* [DATASET ROWS]:
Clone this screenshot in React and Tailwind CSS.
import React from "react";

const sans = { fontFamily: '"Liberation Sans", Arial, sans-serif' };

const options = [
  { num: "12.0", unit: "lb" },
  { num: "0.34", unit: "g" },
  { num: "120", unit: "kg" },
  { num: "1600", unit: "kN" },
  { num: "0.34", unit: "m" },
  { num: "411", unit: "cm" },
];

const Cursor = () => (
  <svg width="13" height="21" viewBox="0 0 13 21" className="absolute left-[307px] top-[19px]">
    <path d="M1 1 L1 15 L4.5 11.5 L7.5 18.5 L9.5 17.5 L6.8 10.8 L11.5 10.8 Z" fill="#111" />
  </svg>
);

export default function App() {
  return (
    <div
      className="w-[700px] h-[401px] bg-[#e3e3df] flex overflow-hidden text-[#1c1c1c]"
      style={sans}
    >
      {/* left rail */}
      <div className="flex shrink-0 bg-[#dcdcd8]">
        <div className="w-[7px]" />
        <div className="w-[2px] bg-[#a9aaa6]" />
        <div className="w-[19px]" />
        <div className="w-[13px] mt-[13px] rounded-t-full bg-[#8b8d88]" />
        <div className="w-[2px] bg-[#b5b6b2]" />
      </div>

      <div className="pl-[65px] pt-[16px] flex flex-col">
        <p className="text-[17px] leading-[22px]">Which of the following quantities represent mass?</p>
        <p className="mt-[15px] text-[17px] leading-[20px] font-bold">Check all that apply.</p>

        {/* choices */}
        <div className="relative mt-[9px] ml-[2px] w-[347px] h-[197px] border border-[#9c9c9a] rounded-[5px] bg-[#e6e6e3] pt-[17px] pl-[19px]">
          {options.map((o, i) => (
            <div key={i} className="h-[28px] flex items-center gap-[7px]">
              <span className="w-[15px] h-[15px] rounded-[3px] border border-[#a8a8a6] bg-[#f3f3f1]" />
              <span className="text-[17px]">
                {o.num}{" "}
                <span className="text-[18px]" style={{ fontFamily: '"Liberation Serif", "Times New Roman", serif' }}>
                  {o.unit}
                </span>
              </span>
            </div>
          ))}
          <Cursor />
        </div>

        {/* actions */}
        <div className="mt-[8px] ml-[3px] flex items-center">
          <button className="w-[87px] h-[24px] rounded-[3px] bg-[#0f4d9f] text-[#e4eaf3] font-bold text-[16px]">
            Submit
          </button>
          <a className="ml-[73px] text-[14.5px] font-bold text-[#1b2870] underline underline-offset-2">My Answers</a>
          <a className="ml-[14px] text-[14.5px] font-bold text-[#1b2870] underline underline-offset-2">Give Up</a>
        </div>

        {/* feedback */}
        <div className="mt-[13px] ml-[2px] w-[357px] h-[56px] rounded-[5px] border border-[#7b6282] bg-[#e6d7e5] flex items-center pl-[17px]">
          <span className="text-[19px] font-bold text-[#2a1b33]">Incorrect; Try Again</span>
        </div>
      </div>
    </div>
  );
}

...

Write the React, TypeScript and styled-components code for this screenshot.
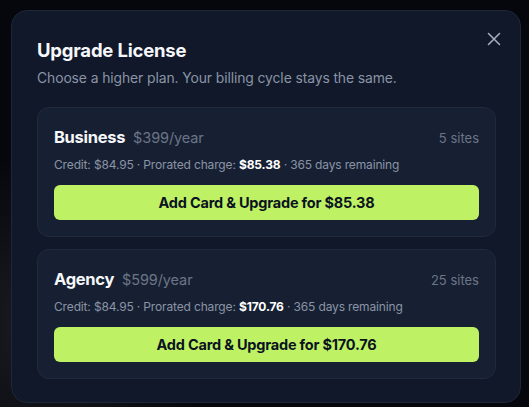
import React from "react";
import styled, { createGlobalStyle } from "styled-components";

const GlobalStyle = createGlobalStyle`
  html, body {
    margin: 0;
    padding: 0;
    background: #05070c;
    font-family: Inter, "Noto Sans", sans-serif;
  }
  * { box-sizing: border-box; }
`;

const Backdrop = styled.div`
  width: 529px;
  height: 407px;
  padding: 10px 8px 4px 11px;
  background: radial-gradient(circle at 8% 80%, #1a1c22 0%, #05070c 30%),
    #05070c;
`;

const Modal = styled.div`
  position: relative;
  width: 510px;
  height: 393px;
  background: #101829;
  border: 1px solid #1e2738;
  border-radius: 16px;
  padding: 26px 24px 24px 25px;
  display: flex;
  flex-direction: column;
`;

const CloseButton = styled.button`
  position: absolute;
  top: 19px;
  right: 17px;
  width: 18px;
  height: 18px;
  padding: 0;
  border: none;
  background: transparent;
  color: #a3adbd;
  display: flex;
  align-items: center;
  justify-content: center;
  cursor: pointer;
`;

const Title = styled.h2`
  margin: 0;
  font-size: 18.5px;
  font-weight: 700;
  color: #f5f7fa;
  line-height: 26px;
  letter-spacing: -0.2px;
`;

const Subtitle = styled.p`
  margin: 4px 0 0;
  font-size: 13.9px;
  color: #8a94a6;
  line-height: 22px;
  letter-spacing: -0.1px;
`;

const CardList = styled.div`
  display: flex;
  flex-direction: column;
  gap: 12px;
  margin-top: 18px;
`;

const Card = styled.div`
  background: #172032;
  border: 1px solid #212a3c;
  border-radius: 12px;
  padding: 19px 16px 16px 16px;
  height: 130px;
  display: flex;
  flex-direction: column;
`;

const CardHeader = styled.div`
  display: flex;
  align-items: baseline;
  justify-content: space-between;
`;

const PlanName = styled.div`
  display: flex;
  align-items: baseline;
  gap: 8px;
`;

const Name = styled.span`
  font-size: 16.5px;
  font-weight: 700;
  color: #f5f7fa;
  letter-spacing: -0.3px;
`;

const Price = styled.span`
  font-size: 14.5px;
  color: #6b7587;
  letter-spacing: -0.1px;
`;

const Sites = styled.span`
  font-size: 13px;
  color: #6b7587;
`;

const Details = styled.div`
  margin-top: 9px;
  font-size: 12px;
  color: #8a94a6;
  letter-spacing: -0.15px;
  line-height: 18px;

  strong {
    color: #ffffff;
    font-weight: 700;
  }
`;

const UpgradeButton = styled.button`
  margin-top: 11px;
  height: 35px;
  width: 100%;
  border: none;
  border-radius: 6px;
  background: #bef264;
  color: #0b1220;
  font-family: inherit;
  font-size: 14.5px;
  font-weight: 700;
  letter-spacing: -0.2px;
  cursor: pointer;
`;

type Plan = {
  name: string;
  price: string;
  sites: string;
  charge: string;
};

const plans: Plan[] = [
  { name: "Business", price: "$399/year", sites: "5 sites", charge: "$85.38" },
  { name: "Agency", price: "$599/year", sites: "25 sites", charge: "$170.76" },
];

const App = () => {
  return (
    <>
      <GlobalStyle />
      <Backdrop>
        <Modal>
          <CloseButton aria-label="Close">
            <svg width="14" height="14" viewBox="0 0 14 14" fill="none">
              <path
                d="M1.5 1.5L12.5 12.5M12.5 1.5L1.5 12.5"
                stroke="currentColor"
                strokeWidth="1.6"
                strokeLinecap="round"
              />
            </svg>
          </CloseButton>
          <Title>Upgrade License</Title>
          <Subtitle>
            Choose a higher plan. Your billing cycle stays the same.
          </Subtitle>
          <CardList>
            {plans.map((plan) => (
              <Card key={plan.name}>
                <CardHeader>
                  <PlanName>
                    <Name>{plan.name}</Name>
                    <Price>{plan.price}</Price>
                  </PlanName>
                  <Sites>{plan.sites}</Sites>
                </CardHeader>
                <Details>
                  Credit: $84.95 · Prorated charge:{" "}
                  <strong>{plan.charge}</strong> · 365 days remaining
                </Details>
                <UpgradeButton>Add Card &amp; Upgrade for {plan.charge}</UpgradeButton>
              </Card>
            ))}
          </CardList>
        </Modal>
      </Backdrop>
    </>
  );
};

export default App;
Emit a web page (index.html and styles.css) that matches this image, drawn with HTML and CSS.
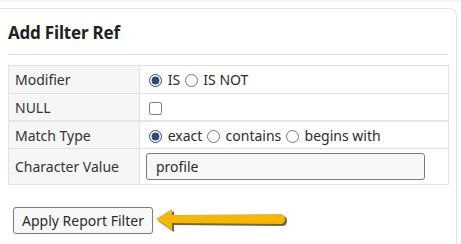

* [GIVEN PROBLEM]:
Reproduce verbatim only the segment of the listing bounded by the line containing "Clone this screenshot" and the line containing "all that apply.</p>", with both boundary lines included.

* [RESULT]:
Clone this screenshot in React and Tailwind CSS.
import React from "react";

const sans = { fontFamily: '"Liberation Sans", Arial, sans-serif' };

const options = [
  { num: "12.0", unit: "lb" },
  { num: "0.34", unit: "g" },
  { num: "120", unit: "kg" },
  { num: "1600", unit: "kN" },
  { num: "0.34", unit: "m" },
  { num: "411", unit: "cm" },
];

const Cursor = () => (
  <svg width="13" height="21" viewBox="0 0 13 21" className="absolute left-[307px] top-[19px]">
    <path d="M1 1 L1 15 L4.5 11.5 L7.5 18.5 L9.5 17.5 L6.8 10.8 L11.5 10.8 Z" fill="#111" />
  </svg>
);

export default function App() {
  return (
    <div
      className="w-[700px] h-[401px] bg-[#e3e3df] flex overflow-hidden text-[#1c1c1c]"
      style={sans}
    >
      {/* left rail */}
      <div className="flex shrink-0 bg-[#dcdcd8]">
        <div className="w-[7px]" />
        <div className="w-[2px] bg-[#a9aaa6]" />
        <div className="w-[19px]" />
        <div className="w-[13px] mt-[13px] rounded-t-full bg-[#8b8d88]" />
        <div className="w-[2px] bg-[#b5b6b2]" />
      </div>

      <div className="pl-[65px] pt-[16px] flex flex-col">
        <p className="text-[17px] leading-[22px]">Which of the following quantities represent mass?</p>
        <p className="mt-[15px] text-[17px] leading-[20px] font-bold">Check all that apply.</p>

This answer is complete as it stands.